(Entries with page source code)
·····

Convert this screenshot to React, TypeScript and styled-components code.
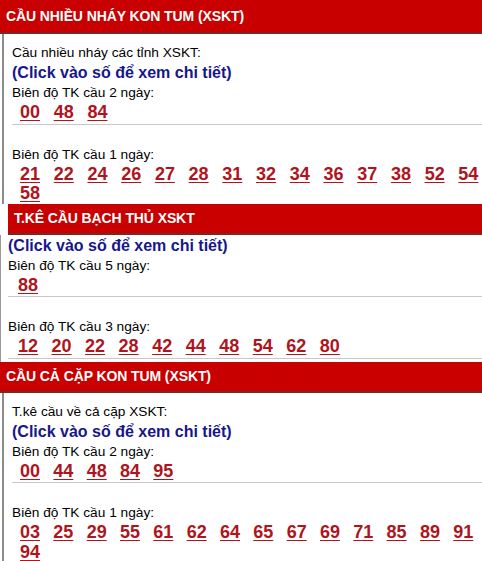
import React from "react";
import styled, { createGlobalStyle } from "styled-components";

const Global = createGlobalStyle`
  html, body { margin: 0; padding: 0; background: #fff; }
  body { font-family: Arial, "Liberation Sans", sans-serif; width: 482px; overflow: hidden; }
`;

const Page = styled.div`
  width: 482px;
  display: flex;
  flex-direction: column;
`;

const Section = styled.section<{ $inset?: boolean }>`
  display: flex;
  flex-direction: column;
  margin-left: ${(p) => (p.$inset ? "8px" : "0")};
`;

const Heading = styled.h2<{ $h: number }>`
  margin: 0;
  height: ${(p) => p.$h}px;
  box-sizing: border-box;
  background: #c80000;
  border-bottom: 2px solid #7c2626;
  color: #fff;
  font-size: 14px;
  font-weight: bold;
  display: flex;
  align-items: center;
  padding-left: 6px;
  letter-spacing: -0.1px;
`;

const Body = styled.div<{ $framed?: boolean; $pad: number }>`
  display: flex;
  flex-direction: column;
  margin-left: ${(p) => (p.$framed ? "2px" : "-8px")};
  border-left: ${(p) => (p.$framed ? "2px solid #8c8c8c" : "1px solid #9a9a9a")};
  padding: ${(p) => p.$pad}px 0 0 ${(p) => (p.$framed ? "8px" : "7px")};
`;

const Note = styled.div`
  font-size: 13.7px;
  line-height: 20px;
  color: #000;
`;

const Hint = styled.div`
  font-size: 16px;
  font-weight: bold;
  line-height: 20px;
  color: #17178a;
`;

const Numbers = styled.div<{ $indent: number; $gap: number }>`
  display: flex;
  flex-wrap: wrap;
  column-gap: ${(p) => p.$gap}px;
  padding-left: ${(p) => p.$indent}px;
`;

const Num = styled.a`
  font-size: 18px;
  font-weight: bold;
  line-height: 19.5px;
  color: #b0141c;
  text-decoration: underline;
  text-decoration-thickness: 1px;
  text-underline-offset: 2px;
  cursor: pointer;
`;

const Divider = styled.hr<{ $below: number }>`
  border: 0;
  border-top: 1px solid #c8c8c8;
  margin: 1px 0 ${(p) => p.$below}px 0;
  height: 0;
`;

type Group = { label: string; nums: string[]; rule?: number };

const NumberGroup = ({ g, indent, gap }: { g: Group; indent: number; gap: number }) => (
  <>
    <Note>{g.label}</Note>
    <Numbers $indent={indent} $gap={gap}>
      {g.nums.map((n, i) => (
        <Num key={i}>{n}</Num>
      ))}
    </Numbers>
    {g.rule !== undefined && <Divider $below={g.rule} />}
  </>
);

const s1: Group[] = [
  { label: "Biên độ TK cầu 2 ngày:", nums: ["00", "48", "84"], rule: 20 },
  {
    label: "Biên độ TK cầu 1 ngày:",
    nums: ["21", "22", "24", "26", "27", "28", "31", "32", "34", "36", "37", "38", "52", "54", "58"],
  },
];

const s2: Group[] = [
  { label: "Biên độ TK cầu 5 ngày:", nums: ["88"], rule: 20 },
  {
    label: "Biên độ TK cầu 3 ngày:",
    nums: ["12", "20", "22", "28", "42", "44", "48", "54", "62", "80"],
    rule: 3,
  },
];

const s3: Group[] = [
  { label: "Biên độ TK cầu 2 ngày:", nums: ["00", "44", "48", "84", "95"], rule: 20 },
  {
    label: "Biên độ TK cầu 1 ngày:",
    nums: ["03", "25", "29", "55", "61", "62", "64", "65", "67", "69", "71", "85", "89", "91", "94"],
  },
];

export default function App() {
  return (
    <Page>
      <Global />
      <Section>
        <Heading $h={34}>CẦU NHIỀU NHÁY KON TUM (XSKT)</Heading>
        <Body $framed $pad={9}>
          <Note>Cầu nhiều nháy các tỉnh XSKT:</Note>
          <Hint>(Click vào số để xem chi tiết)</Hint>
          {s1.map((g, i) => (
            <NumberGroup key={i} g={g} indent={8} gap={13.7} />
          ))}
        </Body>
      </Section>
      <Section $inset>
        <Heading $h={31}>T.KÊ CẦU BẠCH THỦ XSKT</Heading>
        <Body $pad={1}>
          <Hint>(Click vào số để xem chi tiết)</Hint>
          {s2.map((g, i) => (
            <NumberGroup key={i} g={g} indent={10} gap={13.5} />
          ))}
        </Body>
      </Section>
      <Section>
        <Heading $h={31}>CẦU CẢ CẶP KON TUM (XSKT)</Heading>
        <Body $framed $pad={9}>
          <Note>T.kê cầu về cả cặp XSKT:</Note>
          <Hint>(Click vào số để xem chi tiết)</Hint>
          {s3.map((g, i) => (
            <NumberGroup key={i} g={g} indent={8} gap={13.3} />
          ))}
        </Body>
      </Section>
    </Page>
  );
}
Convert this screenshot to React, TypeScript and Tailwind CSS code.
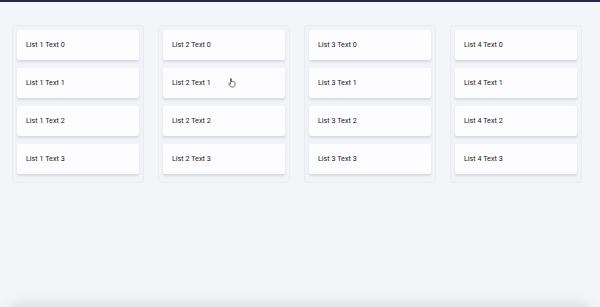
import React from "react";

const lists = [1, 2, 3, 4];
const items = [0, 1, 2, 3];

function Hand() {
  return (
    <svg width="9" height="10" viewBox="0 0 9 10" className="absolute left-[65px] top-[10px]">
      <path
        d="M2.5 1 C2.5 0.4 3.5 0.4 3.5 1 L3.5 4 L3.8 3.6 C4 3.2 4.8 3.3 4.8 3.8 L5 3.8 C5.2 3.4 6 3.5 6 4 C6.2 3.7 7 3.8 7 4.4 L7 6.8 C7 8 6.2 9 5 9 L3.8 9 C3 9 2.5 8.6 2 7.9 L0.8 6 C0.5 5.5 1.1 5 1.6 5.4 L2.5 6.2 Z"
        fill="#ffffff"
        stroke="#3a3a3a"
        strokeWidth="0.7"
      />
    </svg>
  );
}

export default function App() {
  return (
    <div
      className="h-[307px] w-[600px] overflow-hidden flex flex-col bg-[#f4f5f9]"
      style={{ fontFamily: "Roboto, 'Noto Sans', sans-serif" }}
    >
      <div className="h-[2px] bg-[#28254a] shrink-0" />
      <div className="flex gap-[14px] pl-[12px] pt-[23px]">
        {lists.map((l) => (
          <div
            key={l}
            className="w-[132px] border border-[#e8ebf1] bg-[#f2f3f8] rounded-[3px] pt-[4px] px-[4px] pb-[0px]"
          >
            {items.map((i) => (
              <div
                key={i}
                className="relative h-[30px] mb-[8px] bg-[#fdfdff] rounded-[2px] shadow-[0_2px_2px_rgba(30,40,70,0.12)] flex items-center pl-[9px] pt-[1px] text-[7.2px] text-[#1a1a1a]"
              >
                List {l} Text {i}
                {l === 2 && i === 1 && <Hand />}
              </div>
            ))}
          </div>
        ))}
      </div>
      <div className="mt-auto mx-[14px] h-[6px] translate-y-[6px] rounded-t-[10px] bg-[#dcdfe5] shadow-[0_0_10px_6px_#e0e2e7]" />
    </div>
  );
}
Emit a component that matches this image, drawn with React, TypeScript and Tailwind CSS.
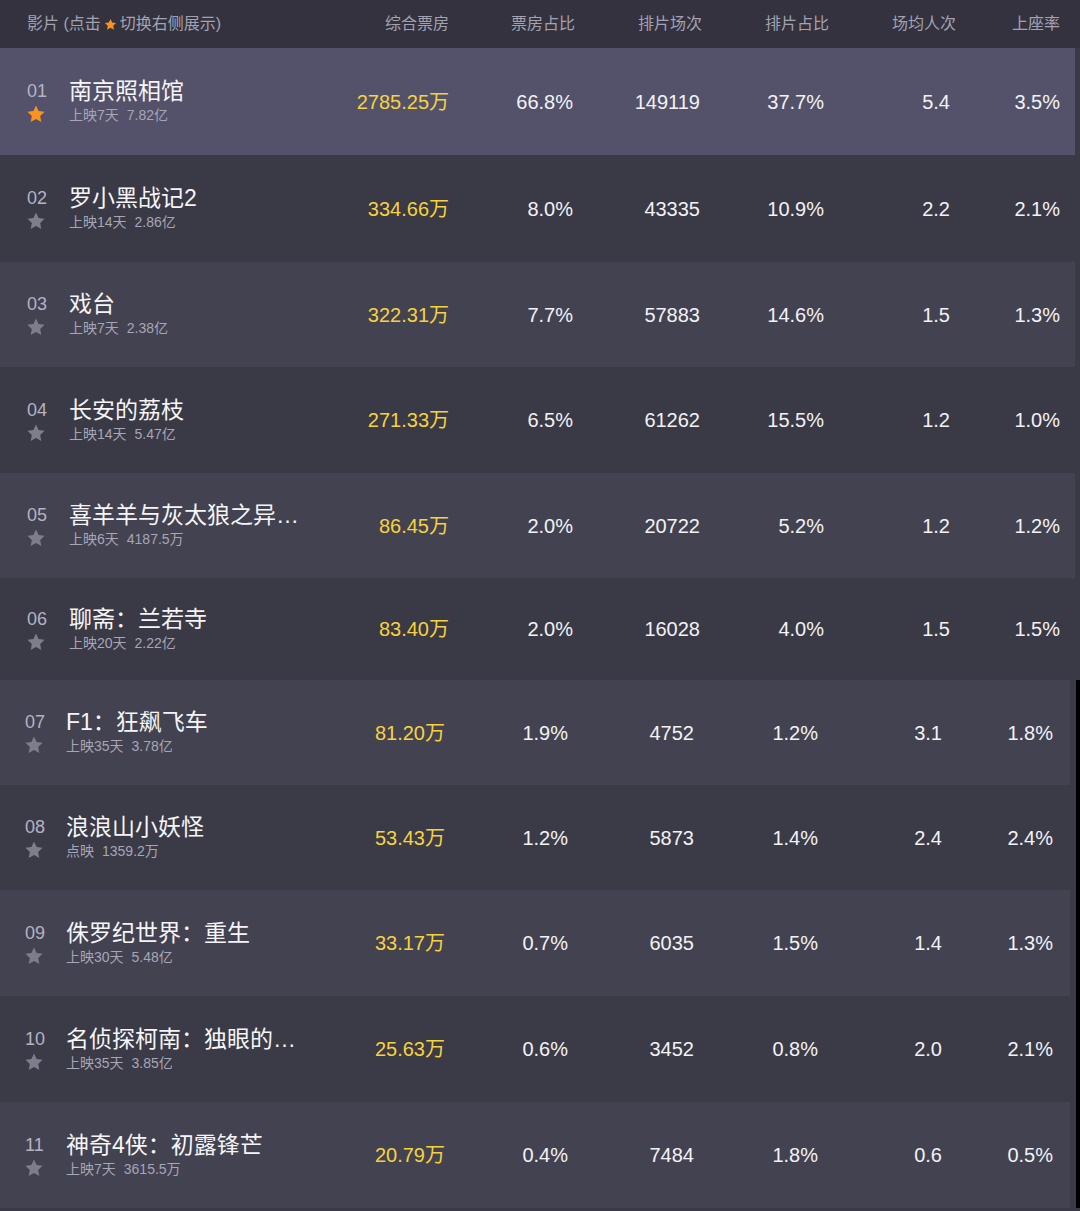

·····

§ **EXERCISE REQUIREMENTS**
Write out the lines from the start of the material to the line with "string; nums: string[];", inclusive and exactly. Skip the pictures.

§ **WRITTEN ANSWER**
Convert this screenshot to React, TypeScript and styled-components code.
import React from "react";
import styled, { createGlobalStyle } from "styled-components";

const Global = createGlobalStyle`
  html, body { margin: 0; padding: 0; background: #fff; }
  body { font-family: Arial, "Liberation Sans", sans-serif; width: 482px; overflow: hidden; }
`;

const Page = styled.div`
  width: 482px;
  display: flex;
  flex-direction: column;
`;

const Section = styled.section<{ $inset?: boolean }>`
  display: flex;
  flex-direction: column;
  margin-left: ${(p) => (p.$inset ? "8px" : "0")};
`;

const Heading = styled.h2<{ $h: number }>`
  margin: 0;
  height: ${(p) => p.$h}px;
  box-sizing: border-box;
  background: #c80000;
  border-bottom: 2px solid #7c2626;
  color: #fff;
  font-size: 14px;
  font-weight: bold;
  display: flex;
  align-items: center;
  padding-left: 6px;
  letter-spacing: -0.1px;
`;

const Body = styled.div<{ $framed?: boolean; $pad: number }>`
  display: flex;
  flex-direction: column;
  margin-left: ${(p) => (p.$framed ? "2px" : "-8px")};
  border-left: ${(p) => (p.$framed ? "2px solid #8c8c8c" : "1px solid #9a9a9a")};
  padding: ${(p) => p.$pad}px 0 0 ${(p) => (p.$framed ? "8px" : "7px")};
`;

const Note = styled.div`
  font-size: 13.7px;
  line-height: 20px;
  color: #000;
`;

const Hint = styled.div`
  font-size: 16px;
  font-weight: bold;
  line-height: 20px;
  color: #17178a;
`;

const Numbers = styled.div<{ $indent: number; $gap: number }>`
  display: flex;
  flex-wrap: wrap;
  column-gap: ${(p) => p.$gap}px;
  padding-left: ${(p) => p.$indent}px;
`;

const Num = styled.a`
  font-size: 18px;
  font-weight: bold;
  line-height: 19.5px;
  color: #b0141c;
  text-decoration: underline;
  text-decoration-thickness: 1px;
  text-underline-offset: 2px;
  cursor: pointer;
`;

const Divider = styled.hr<{ $below: number }>`
  border: 0;
  border-top: 1px solid #c8c8c8;
  margin: 1px 0 ${(p) => p.$below}px 0;
  height: 0;
`;

type Group = { label: string; nums: string[]; rule?: number };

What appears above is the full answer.